On the second day after the action von Spee returned to Valparaiso. Though his own ship had fought with the Good Hope and he had seen her blow up he did not know for certain what had become of her. This well illustrates the small value of observers’ estimates of damage done to opponents during the confusion of even the simplest of naval fights. Distances are so great and light is so variable. The destruction of the Monmouth was known, but not that of the Good Hope. So von Spee made for Valparaiso to find out if the English flagship had sought shelter there. Incidentally he took with him the first news of his victory, and the large German colony in the Chilean city burned to celebrate the occasion in characteristic fashion. But von Spee gave little encouragement. He was under no illusions. He fully realized the power of the English Navy and that his own existence and that of his squadron would speedily be determined. He “absolutely refused” to be celebrated as national hero, and at the German club, where he spent an hour and a half, declined to drink a toast directed in offensive terms against his English enemies. In his conduct of the fights with our ships, in his orders, in his private letters, Admiral von Spee stands out as a simple honest gentleman.

He was a man not very energetic. Though forcible in action and a most skilful naval tactician, he does not seem to have had any plans for the general handling of his squadron. If an enemy turned up he fought him, but he did not go out of his way to seek after him. He dawdled about among the Pacific Islands during September and at Easter Island during most of October; after Coronel he lingered in and out of Valparaiso doing nothing. He must have known that England would not sit down in idle lamentation, but he did nothing to anticipate and defeat her plans for his destruction. His shortage of coal and ammunition caused him to forbid the commerce raiding which appealed to the officers of his light cruisers, and probably the same weakness made him reluctant to seek any other adventures. For five weeks he made no attempt even to raid the Falkland Islands, which lay helplessly expecting his stroke, and when at last he started out by the long safe southern route round the Horn, it was to walk into the mouth of the avenging English squadron which had been gathered there to receive him. One thing is quite certain: he heard no whisper of the English plans and expected to meet nothing at the Falkland Islands more formidable than the Canopus, the Glasgow, and perhaps one or two “County Class” cruisers, such as the Cornwall or Kent.
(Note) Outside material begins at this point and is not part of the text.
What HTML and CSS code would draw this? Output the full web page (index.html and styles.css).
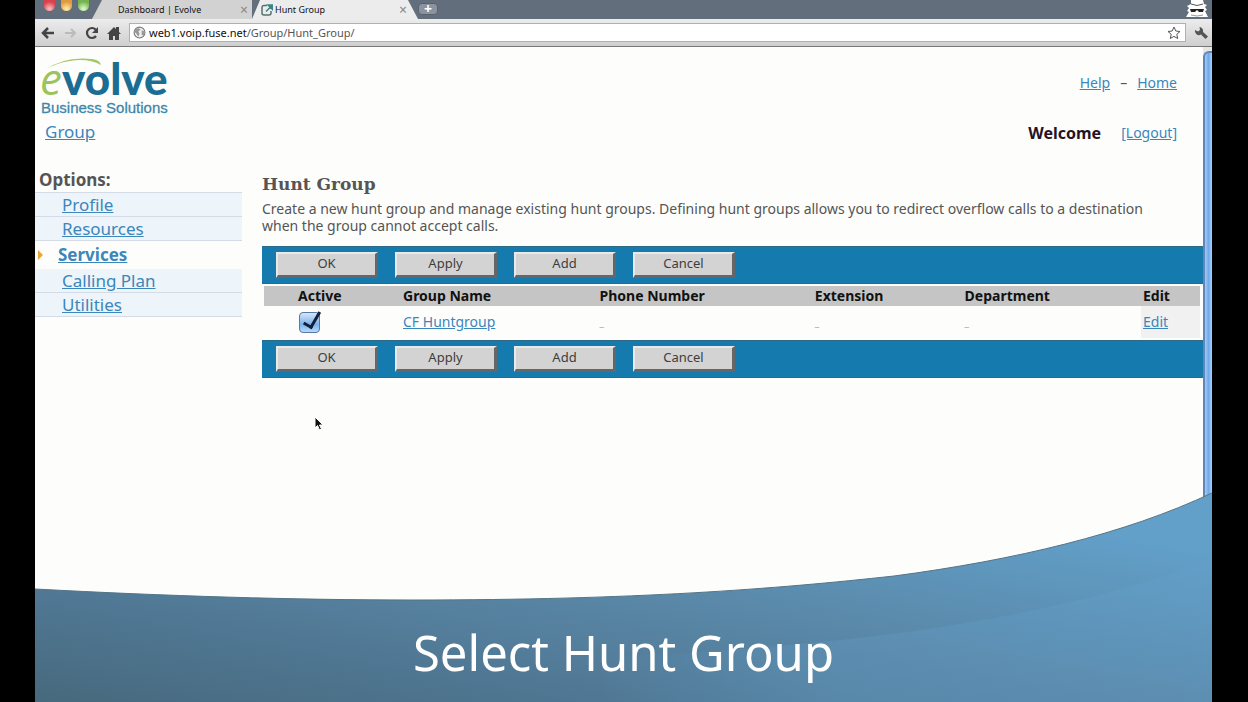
FILE: index.html
```html
<!DOCTYPE html>
<html lang="en">
<head>
    <meta charset="UTF-8">
    <meta name="viewport" content="width=device-width, initial-scale=1.0">
    <title>Hunt Group</title>
    <link rel="stylesheet" href="styles.css">
</head>
<body>
    <div class="stage">
        <div class="tab-strip">
            <div class="lights">
                <span class="light red"></span>
                <span class="light yellow"></span>
                <span class="light green"></span>
            </div>
            <div class="tab">
                <span class="tab-title">Dashboard | Evolve</span>
                <button class="tab-close" aria-label="Close Dashboard tab">×</button>
            </div>
            <div class="tab active">
                <svg class="favicon" viewBox="0 0 12 12" aria-hidden="true">
                    <path d="M6 1.5H3A2 2 0 0 0 1 3.500V9a2 2 0 0 0 2 2h5a2 2 0 0 0 2-2V7" fill="none" stroke="#58706d" stroke-width="1.500"/>
                    <path d="M5 7.500L9.500 3M7 1h4.500v4.500z" fill="#3d8583" stroke="#3d8583" stroke-width="1.500"/>
                </svg>
                <span class="tab-title">Hunt Group</span>
                <button class="tab-close" aria-label="Close Hunt Group tab">×</button>
            </div>
            <button class="new-tab" aria-label="New tab">+</button>
            <svg class="incognito" viewBox="0 0 22 18" aria-hidden="true">
                <path d="M5 0h12l1 4 3 1-2 2 2 3-2 1 3 6H0l3-5-2-1 2-3-2-2 4-2z" fill="#fff"/>
                <path d="M5 4q6 3 12 0" fill="none" stroke="#555" stroke-width="1"/>
                <path d="M4 9h14l-1 3h-4l-2-2-2 2H5z" fill="#222"/>
                <path d="M5 15q6 2 12 0" fill="none" stroke="#999" stroke-width="1"/>
            </svg>
        </div>

        <div class="toolbar">
            <button class="tool" aria-label="Back">
                <svg viewBox="0 0 14 14"><path d="M13 7H2M7 2L2 7l5 5" fill="none" stroke="#444" stroke-width="2.500"/></svg>
            </button>
            <button class="tool" aria-label="Forward">
                <svg viewBox="0 0 14 14"><path d="M2 7h10M8 3l4 4-4 4" fill="none" stroke="#bbb" stroke-width="2"/></svg>
            </button>
            <button class="tool" aria-label="Reload">
                <svg viewBox="0 0 14 14"><path d="M11 10A5 5 0 1 1 11 4" fill="none" stroke="#444" stroke-width="2.200"/><path d="M13 1v6H7z" fill="#444"/></svg>
            </button>
            <button class="tool" aria-label="Home page">
                <svg viewBox="0 0 14 14"><path d="M7 1l2 2V1h3v5l2 2h-2v6H8v-4H6v4H2V8H0z" fill="#444"/></svg>
            </button>
            <div class="address">
                <svg class="globe" viewBox="0 0 12 12" aria-hidden="true">
                    <circle cx="6" cy="6" r="5" fill="#eee" stroke="#777"/>
                    <path d="M2 3l3-1 2 1-2 2 1 2-1 3-2-3-2-2zM8 4l3 1-1 4-2-1z" fill="#999"/>
                </svg>
                <span class="url"><span class="host">web1.voip.fuse.net</span>/Group/Hunt_Group/</span>
                <svg class="star" viewBox="0 0 14 14" aria-hidden="true">
                    <path d="M7 1l1.800 4 4.200.500-3.200 2.800.900 4.200L7 10.400l-3.700 2.100.900-4.200L1 5.500 5.200 5z" fill="#fff" stroke="#555" stroke-width="1"/>
                </svg>
            </div>
            <button class="tool" aria-label="Settings">
                <svg viewBox="0 0 14 14"><path d="M5.500 1A4 4 0 0 1 9 6l5 4.500-2.500 2.500L7 8.500A4 4 0 0 1 1 4l3 1.500L6 4z" fill="#555"/></svg>
            </button>
        </div>

        <div class="viewport">
            <div class="page">
                <header class="header">
                    <div class="brand">
                        <svg class="logo" viewBox="0 0 130 60" role="img" aria-label="evolve Business Solutions">
                            <text class="logo-e" x="0" y="40">e</text>
                            <text class="logo-name" x="22" y="40">volve</text>
                            <path d="M5 15Q24 1 52 4Q60 5 61 10Q48 3 30 6Q16 8 5 15z" fill="#a3c767"/>
                            <text class="logo-tag" x="1" y="58">Business Solutions</text>
                        </svg>
                        <a class="crumb" href="#">Group</a>
                    </div>
                    <div class="account">
                        <nav class="top-links"><a href="#">Help</a><span>–</span><a href="#">Home</a></nav>
                        <div class="session"><strong>Welcome</strong><a href="#">[Logout]</a></div>
                    </div>
                </header>

                <div class="columns">
                    <nav class="sidebar">
                        <h2>Options:</h2>
                        <ul>
                            <li><a href="#">Profile</a></li>
                            <li><a href="#">Resources</a></li>
                            <li class="current"><a href="#">Services</a></li>
                            <li><a href="#">Calling Plan</a></li>
                            <li><a href="#">Utilities</a></li>
                        </ul>
                    </nav>

                    <main class="content">
                        <h1>Hunt Group</h1>
                        <p>Create a new hunt group and manage existing hunt groups. Defining hunt groups allows you to redirect overflow calls to a destination when the group cannot accept calls.</p>

                        <div class="button-bar">
                            <button>OK</button>
                            <button>Apply</button>
                            <button>Add</button>
                            <button>Cancel</button>
                        </div>

                        <div class="table-wrap">
                            <table>
                                <thead>
                                    <tr>
                                        <th class="col-active">Active</th>
                                        <th class="col-name">Group Name</th>
                                        <th class="col-phone">Phone Number</th>
                                        <th class="col-ext">Extension</th>
                                        <th class="col-dept">Department</th>
                                        <th class="col-edit">Edit</th>
                                    </tr>
                                </thead>
                                <tbody>
                                    <tr>
                                        <td class="col-active"><input type="checkbox" aria-label="Active" checked></td>
                                        <td><a href="#">CF Huntgroup</a></td>
                                        <td class="empty">_</td>
                                        <td class="empty">_</td>
                                        <td class="empty">_</td>
                                        <td class="edit-cell"><a href="#">Edit</a></td>
                                    </tr>
                                </tbody>
                            </table>
                        </div>

                        <div class="button-bar">
                            <button>OK</button>
                            <button>Apply</button>
                            <button>Add</button>
                            <button>Cancel</button>
                        </div>
                    </main>
                </div>
            </div>
            <div class="scroll-track"><div class="scroll-thumb"></div></div>
        </div>

        <svg class="cursor" viewBox="0 0 10 15" aria-hidden="true">
            <path d="M1 1v11l2.500-2.500L5.500 14l2-1-2-4H9z" fill="#111" stroke="#fff" stroke-width="1"/>
        </svg>

        <div class="banner">
            <svg class="wave" viewBox="0 0 1177 210" preserveAspectRatio="none" aria-hidden="true">
                <defs>
                    <linearGradient id="sea" gradientUnits="userSpaceOnUse" x1="0" y1="210" x2="66" y2="-148">
                        <stop offset="0" stop-color="#47697d"/>
                        <stop offset="0.300" stop-color="#507894"/>
                        <stop offset="0.600" stop-color="#5a88a8"/>
                        <stop offset="1" stop-color="#62a0ca"/>
                    </linearGradient>
                    <linearGradient id="swell" x1="0" y1="0" x2="1" y2="0">
                        <stop offset="0" stop-color="#64a0cc" stop-opacity="0"/>
                        <stop offset="0.400" stop-color="#64a0cc" stop-opacity="0.300"/>
                        <stop offset="1" stop-color="#64a0cc" stop-opacity="0.300"/>
                    </linearGradient>
                </defs>
                <path d="M0 97C130 104 260 108 378 108C600 108 740 97 859 84C980 68 1090 42 1177 1V210H0z" fill="url(#sea)"/>
                <path d="M560 165C700 160 850 147 965 125C1050 109 1120 90 1177 66V210H560z" fill="url(#swell)"/>
                <path d="M0 97C130 104 260 108 378 108C600 108 740 97 859 84C980 68 1090 42 1177 1" fill="none" stroke="#547486" stroke-width="1"/>
            </svg>
            <div class="caption">Select Hunt Group</div>
        </div>
    </div>
</body>
</html>
```
FILE: styles.css
```css
* {
    box-sizing: border-box;
}

body {
    margin: 0;
    padding: 0 36px 0 35px;
    background-color: #000;
    font-family: "Noto Sans", "Open Sans", sans-serif;
    color: #555;
}

a {
    color: #3b86bb;
    text-decoration: underline;
}

button {
    font-family: inherit;
    cursor: pointer;
}

.stage {
    position: relative;
    display: flex;
    flex-direction: column;
    min-height: 100vh;
    overflow: hidden;
    background-color: #fdfefc;
}

/* browser frame */
.tab-strip {
    display: flex;
    height: 19px;
    background-color: #636e7c;
}

.lights {
    display: flex;
    gap: 6px;
    padding: 0 3px 0 9px;
}

.light {
    width: 11px;
    height: 11px;
    border-radius: 0 0 6px 6px;
}

.red {
    background: radial-gradient(circle at 50% 80%, #ffc0c0, #d8414e 70%);
}

.yellow {
    background: radial-gradient(circle at 50% 80%, #ffedb0, #e09a3c 70%);
}

.green {
    background: radial-gradient(circle at 50% 80%, #e0ffc8, #74b350 70%);
}

.tab {
    display: flex;
    align-items: center;
    width: 160px;
    padding: 0 4px 0 26px;
    background-color: #d2d2d2;
    clip-path: polygon(10px 0, 100% 0, 100% 100%, 0 100%);
    color: #111;
    font-size: 9px;
}

.tab.active {
    width: 166px;
    gap: 2px;
    padding: 0 11px 0 9px;
    background-color: #ececec;
    clip-path: polygon(8px 0, 156px 0, 100% 100%, 0 100%);
}

.tab-close {
    margin-left: auto;
    padding: 0;
    border: none;
    background: none;
    color: #888;
    font-size: 14px;
    line-height: 18px;
}

.favicon {
    width: 12px;
    height: 12px;
}

.new-tab {
    width: 20px;
    height: 12px;
    margin-top: 3px;
    padding: 0;
    border: 1px solid #596370;
    border-radius: 4px;
    background-color: #8a939e;
    color: #fff;
    font-size: 14px;
    font-weight: bold;
    line-height: 10px;
}

.incognito {
    width: 22px;
    height: 18px;
    margin-left: auto;
    margin-right: 4px;
}

.toolbar {
    display: flex;
    align-items: center;
    gap: 8px;
    height: 28px;
    padding: 0 4px 0 6px;
    background: linear-gradient(#ececec, #cfcfcf);
    border-bottom: 1px solid #777;
}

.tool {
    width: 14px;
    height: 14px;
    padding: 0;
    border: none;
    background: none;
}

.tool svg {
    display: block;
}

.address {
    display: flex;
    flex: 1;
    align-items: center;
    gap: 3px;
    height: 19px;
    padding: 0 4px 0 3px;
    border: 1px solid #b0b0b0;
    background-color: #fff;
    font-size: 11px;
}

.globe {
    width: 13px;
    height: 13px;
}

.host {
    color: #111;
}

.star {
    width: 14px;
    height: 14px;
    margin-left: auto;
}

/* web page */
.viewport {
    display: flex;
    flex: 1;
}

.page {
    flex: 1;
}

.scroll-track {
    width: 9px;
    padding-top: 4px;
    background-color: #e6e6e6;
}

.scroll-thumb {
    height: 100%;
    border: 2px solid #5f86b6;
    border-right: none;
    border-radius: 6px 0 0 0;
    background: linear-gradient(90deg, #a9c9f4, #6fabec 50%, #a8d2fa);
}

.header {
    display: flex;
    justify-content: space-between;
    padding: 8px 26px 0 5px;
    font-size: 14px;
}

.logo {
    display: block;
    width: 130px;
    height: 60px;
    overflow: visible;
}

.logo-e {
    fill: #9cc45c;
    font: italic 44px "Open Sans", sans-serif;
}

.logo-name {
    fill: #1c6d93;
    font: 900 44px Lato, sans-serif;
}

.logo-tag {
    fill: #3d87ac;
    stroke: #3d87ac;
    stroke-width: 0.3px;
    font: 15px "Liberation Sans", sans-serif;
}

.crumb {
    display: inline-block;
    padding-left: 5px;
    font-size: 17px;
    line-height: 34px;
}

.account {
    display: flex;
    flex-direction: column;
    gap: 30px;
    padding-top: 18px;
    line-height: 20px;
}

.top-links {
    display: flex;
    justify-content: flex-end;
    gap: 10px;
}

.session {
    display: flex;
    align-items: center;
    gap: 20px;
}

.session strong {
    color: #251325;
    font-size: 16px;
}

.columns {
    display: flex;
    gap: 20px;
}

.sidebar {
    width: 207px;
    padding-top: 18px;
    font-size: 17px;
}

.sidebar h2 {
    margin: 0;
    padding-left: 4px;
    font-size: 17px;
    line-height: 25px;
}

.sidebar ul {
    margin: 0;
    padding: 0;
    border-top: 1px solid #d5dbe6;
    list-style: none;
}

.sidebar li {
    padding-left: 27px;
    border-bottom: 1px solid #d5dbe6;
    background-color: #edf4fa;
    line-height: 23px;
}

.sidebar .current {
    display: flex;
    align-items: center;
    gap: 15px;
    padding-left: 3px;
    border-bottom: none;
    background: none;
    font-weight: bold;
    line-height: 28px;
}

.current::before {
    content: "";
    border: 5px solid transparent;
    border-left: 5px solid #e8a53a;
    border-right: none;
}

.content {
    flex: 1;
    padding-top: 23px;
}

.content h1 {
    margin: 0;
    font-family: "DejaVu Serif", serif;
    font-size: 17px;
    line-height: 24px;
}

.content p {
    margin: 0 0 12px;
    padding: 4px 30px 0 0;
    font-size: 14px;
    line-height: 17px;
}

.button-bar {
    display: flex;
    gap: 17px;
    padding: 5px 14px;
    border-top: 1px solid #2d6a85;
    border-bottom: 1px solid #2d6a85;
    background-color: #157bae;
}

.button-bar button {
    width: 102px;
    height: 26px;
    padding: 0 0 3px;
    border: 2px solid #e9e9e9;
    border-right: 3px solid #666;
    border-bottom: 3px solid #666;
    background-color: #d3d3d3;
    color: #3d3d3d;
    font-size: 13px;
    line-height: 18px;
}

.table-wrap {
    padding: 2px 3px 2px 2px;
}

table {
    width: 100%;
    border-collapse: collapse;
    table-layout: fixed;
    font-size: 14px;
}

th {
    height: 20px;
    padding: 0 2px;
    background-color: #c5c5c5;
    color: #111;
    line-height: 20px;
    text-align: left;
}

td {
    height: 32px;
    padding: 0 2px;
    line-height: 20px;
}

th.col-active,
td.col-active {
    padding-left: 34px;
}

.col-active { width: 137px; }
.col-name { width: 21%; }
.col-phone { width: 23%; }
.col-ext { width: 16%; }
.col-edit { width: 59px; }

.empty {
    color: #aaa;
    font-size: 10px;
}

.edit-cell {
    background-color: #f1f1f1;
}

input[type="checkbox"] {
    display: block;
    width: 21px;
    height: 21px;
    margin: 0 0 0 1px;
    appearance: none;
    border: 1px solid #5878a4;
    border-radius: 4px;
    background: linear-gradient(#d5e6fa, #7db2ec 60%, #b4dbfa);
}

input[type="checkbox"]:checked::after {
    content: "";
    display: block;
    width: 7px;
    height: 16px;
    margin: -4px 0 0 7px;
    border-right: 3px solid #14203a;
    border-bottom: 3px solid #14203a;
    transform: rotate(30deg);
}

/* things lying over the page */
.cursor {
    position: absolute;
    left: 279px;
    top: 416px;
    width: 10px;
    height: 15px;
}

.banner {
    position: absolute;
    left: 0;
    right: 0;
    bottom: 0;
    display: grid;
    height: 210px;
}

.wave,
.caption {
    grid-area: 1 / 1;
    width: 100%;
}

.wave {
    height: 100%;
}

.caption {
    align-self: end;
    padding-bottom: 16px;
    color: #fff;
    font-size: 49px;
    line-height: 68px;
    text-align: center;
    z-index: 1;
}
```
He never expected to be crunched in the savage jaws of two battle cruisers!

While this kindly, rather indolent German Admiral was marking time off the Chilean coast, the squadron which was to avenge the blunder of Coronel was assembling from the ends of the earth towards the appointed rendezvous off the Brazilian coast. The Bristol, a sister of the Glasgow, had come in from a long cruise in the West Indies, during which she had met and exchanged harmless shots with another German wanderer, the Karlsruhe. The Invincible and Inflexible were racing down from the north. The Cornwall and Kent, burning to show that even “County” cruisers were not wholly useless in battle, and the armoured cruiser Carnarvon were already in the South Atlantic. The poor old Canopus and the Glasgow had foregathered at Port Stanley in the Falkland Islands on November 8th, but were immediately ordered north to Montevideo to meet the other cruisers on the passage south. They left in accordance with these orders, but the Canopus was turned back by wireless, so that Port Stanley might have some naval protection against the expected von Spee raid. Here the Canopus was put aground in the mud, painted in futurist colours, and converted into a land fort. With her four 12-⁠inch guns she could at least have made the inner harbour impassable to the Germans. The Glasgow docked for repairs at Rio, and then joined the avenging squadron which had concentrated off Brazil, and with them swept down to the Falkland Islands which were reached upon the evening of December 7th. All the English ships, to which had been committed the destruction of von Spee, had then arrived. The stage was set and the curtain about to go up upon the second and final act of the Pacific drama. Upon the early morning of the following day, as if in response to a call by Fate, von Spee and his squadron arrived. After five weeks of delay he had at last made up his mind to strike.